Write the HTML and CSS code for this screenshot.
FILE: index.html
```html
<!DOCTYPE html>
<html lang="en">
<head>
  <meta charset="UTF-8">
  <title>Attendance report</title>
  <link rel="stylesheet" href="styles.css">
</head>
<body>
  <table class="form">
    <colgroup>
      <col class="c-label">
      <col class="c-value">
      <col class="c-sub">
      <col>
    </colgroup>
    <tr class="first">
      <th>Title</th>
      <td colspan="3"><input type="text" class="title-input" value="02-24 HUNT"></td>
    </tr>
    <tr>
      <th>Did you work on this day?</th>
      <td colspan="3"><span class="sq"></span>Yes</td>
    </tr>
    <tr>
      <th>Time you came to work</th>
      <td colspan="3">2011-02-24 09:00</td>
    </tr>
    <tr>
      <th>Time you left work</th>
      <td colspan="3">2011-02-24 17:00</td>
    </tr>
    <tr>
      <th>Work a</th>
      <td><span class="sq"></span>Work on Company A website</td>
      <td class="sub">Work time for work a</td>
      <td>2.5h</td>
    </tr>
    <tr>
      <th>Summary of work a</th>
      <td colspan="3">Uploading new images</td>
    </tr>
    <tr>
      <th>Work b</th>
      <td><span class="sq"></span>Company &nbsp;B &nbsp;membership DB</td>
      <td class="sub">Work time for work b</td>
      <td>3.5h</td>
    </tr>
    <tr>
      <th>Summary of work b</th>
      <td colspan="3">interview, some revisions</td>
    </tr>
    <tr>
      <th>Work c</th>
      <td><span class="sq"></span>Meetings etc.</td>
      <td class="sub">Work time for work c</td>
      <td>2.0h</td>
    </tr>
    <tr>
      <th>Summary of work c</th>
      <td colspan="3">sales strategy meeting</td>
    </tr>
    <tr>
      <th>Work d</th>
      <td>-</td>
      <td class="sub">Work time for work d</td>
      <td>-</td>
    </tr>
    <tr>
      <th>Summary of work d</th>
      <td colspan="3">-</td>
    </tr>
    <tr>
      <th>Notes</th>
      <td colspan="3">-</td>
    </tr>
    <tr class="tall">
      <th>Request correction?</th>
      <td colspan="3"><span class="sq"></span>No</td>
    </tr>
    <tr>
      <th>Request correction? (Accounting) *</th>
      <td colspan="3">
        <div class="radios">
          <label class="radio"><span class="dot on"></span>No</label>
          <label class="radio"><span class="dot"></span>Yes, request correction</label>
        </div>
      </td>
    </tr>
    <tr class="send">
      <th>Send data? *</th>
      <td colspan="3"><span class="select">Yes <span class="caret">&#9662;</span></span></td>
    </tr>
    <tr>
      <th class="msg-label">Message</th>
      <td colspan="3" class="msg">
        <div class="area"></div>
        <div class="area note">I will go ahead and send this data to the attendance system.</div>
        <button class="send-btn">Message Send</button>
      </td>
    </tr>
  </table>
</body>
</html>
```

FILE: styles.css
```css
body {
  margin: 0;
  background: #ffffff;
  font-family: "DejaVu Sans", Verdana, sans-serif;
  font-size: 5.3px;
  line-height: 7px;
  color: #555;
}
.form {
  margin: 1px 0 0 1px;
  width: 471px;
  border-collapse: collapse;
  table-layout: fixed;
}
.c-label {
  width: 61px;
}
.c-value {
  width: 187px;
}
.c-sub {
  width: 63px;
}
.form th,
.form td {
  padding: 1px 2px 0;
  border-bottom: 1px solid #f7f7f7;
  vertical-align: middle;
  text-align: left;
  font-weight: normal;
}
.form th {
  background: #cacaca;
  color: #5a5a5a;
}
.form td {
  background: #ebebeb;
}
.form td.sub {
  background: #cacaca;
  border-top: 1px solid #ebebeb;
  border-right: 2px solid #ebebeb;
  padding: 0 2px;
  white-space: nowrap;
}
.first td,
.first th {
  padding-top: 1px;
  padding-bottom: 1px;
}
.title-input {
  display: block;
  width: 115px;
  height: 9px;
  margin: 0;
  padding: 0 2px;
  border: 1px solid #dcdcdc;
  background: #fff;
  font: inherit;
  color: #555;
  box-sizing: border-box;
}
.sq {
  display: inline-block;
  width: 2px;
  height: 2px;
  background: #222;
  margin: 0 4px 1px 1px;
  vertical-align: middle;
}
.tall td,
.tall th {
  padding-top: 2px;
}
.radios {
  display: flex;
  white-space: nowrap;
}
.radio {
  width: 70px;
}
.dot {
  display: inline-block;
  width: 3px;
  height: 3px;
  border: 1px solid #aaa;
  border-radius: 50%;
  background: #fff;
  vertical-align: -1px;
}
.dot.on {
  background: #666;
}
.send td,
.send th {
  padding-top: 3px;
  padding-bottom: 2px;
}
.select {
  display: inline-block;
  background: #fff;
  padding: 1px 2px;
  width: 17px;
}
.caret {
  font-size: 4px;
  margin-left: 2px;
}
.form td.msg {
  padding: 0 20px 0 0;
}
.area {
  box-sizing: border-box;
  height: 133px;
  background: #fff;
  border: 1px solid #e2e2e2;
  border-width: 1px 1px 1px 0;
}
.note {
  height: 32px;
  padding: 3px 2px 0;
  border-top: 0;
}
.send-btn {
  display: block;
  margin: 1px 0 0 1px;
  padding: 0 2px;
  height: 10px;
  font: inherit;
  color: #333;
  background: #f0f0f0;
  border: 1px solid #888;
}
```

_Work to do_
Copy the data above in full, character for character.

_Result of the task_
Write the HTML and CSS code for this screenshot.
FILE: index.html
```html
<!DOCTYPE html>
<html lang="en">
<head>
  <meta charset="UTF-8">
  <title>Attendance report</title>
  <link rel="stylesheet" href="styles.css">
</head>
<body>
  <table class="form">
    <colgroup>
      <col class="c-label">
      <col class="c-value">
      <col class="c-sub">
      <col>
    </colgroup>
    <tr class="first">
      <th>Title</th>
      <td colspan="3"><input type="text" class="title-input" value="02-24 HUNT"></td>
    </tr>
    <tr>
      <th>Did you work on this day?</th>
      <td colspan="3"><span class="sq"></span>Yes</td>
    </tr>
    <tr>
      <th>Time you came to work</th>
      <td colspan="3">2011-02-24 09:00</td>
    </tr>
    <tr>
      <th>Time you left work</th>
      <td colspan="3">2011-02-24 17:00</td>
    </tr>
    <tr>
      <th>Work a</th>
      <td><span class="sq"></span>Work on Company A website</td>
      <td class="sub">Work time for work a</td>
      <td>2.5h</td>
    </tr>
    <tr>
      <th>Summary of work a</th>
      <td colspan="3">Uploading new images</td>
    </tr>
    <tr>
      <th>Work b</th>
      <td><span class="sq"></span>Company &nbsp;B &nbsp;membership DB</td>
      <td class="sub">Work time for work b</td>
      <td>3.5h</td>
    </tr>
    <tr>
      <th>Summary of work b</th>
      <td colspan="3">interview, some revisions</td>
    </tr>
    <tr>
      <th>Work c</th>
      <td><span class="sq"></span>Meetings etc.</td>
      <td class="sub">Work time for work c</td>
      <td>2.0h</td>
    </tr>
    <tr>
      <th>Summary of work c</th>
      <td colspan="3">sales strategy meeting</td>
    </tr>
    <tr>
      <th>Work d</th>
      <td>-</td>
      <td class="sub">Work time for work d</td>
      <td>-</td>
    </tr>
    <tr>
      <th>Summary of work d</th>
      <td colspan="3">-</td>
    </tr>
    <tr>
      <th>Notes</th>
      <td colspan="3">-</td>
    </tr>
    <tr class="tall">
      <th>Request correction?</th>
      <td colspan="3"><span class="sq"></span>No</td>
    </tr>
    <tr>
      <th>Request correction? (Accounting) *</th>
      <td colspan="3">
        <div class="radios">
          <label class="radio"><span class="dot on"></span>No</label>
          <label class="radio"><span class="dot"></span>Yes, request correction</label>
        </div>
      </td>
    </tr>
    <tr class="send">
      <th>Send data? *</th>
      <td colspan="3"><span class="select">Yes <span class="caret">&#9662;</span></span></td>
    </tr>
    <tr>
      <th class="msg-label">Message</th>
      <td colspan="3" class="msg">
        <div class="area"></div>
        <div class="area note">I will go ahead and send this data to the attendance system.</div>
        <button class="send-btn">Message Send</button>
      </td>
    </tr>
  </table>
</body>
</html>
```

FILE: styles.css
```css
body {
  margin: 0;
  background: #ffffff;
  font-family: "DejaVu Sans", Verdana, sans-serif;
  font-size: 5.3px;
  line-height: 7px;
  color: #555;
}
.form {
  margin: 1px 0 0 1px;
  width: 471px;
  border-collapse: collapse;
  table-layout: fixed;
}
.c-label {
  width: 61px;
}
.c-value {
  width: 187px;
}
.c-sub {
  width: 63px;
}
.form th,
.form td {
  padding: 1px 2px 0;
  border-bottom: 1px solid #f7f7f7;
  vertical-align: middle;
  text-align: left;
  font-weight: normal;
}
.form th {
  background: #cacaca;
  color: #5a5a5a;
}
.form td {
  background: #ebebeb;
}
.form td.sub {
  background: #cacaca;
  border-top: 1px solid #ebebeb;
  border-right: 2px solid #ebebeb;
  padding: 0 2px;
  white-space: nowrap;
}
.first td,
.first th {
  padding-top: 1px;
  padding-bottom: 1px;
}
.title-input {
  display: block;
  width: 115px;
  height: 9px;
  margin: 0;
  padding: 0 2px;
  border: 1px solid #dcdcdc;
  background: #fff;
  font: inherit;
  color: #555;
  box-sizing: border-box;
}
.sq {
  display: inline-block;
  width: 2px;
  height: 2px;
  background: #222;
  margin: 0 4px 1px 1px;
  vertical-align: middle;
}
.tall td,
.tall th {
  padding-top: 2px;
}
.radios {
  display: flex;
  white-space: nowrap;
}
.radio {
  width: 70px;
}
.dot {
  display: inline-block;
  width: 3px;
  height: 3px;
  border: 1px solid #aaa;
  border-radius: 50%;
  background: #fff;
  vertical-align: -1px;
}
.dot.on {
  background: #666;
}
.send td,
.send th {
  padding-top: 3px;
  padding-bottom: 2px;
}
.select {
  display: inline-block;
  background: #fff;
  padding: 1px 2px;
  width: 17px;
}
.caret {
  font-size: 4px;
  margin-left: 2px;
}
.form td.msg {
  padding: 0 20px 0 0;
}
.area {
  box-sizing: border-box;
  height: 133px;
  background: #fff;
  border: 1px solid #e2e2e2;
  border-width: 1px 1px 1px 0;
}
.note {
  height: 32px;
  padding: 3px 2px 0;
  border-top: 0;
}
.send-btn {
  display: block;
  margin: 1px 0 0 1px;
  padding: 0 2px;
  height: 10px;
  font: inherit;
  color: #333;
  background: #f0f0f0;
  border: 1px solid #888;
}
```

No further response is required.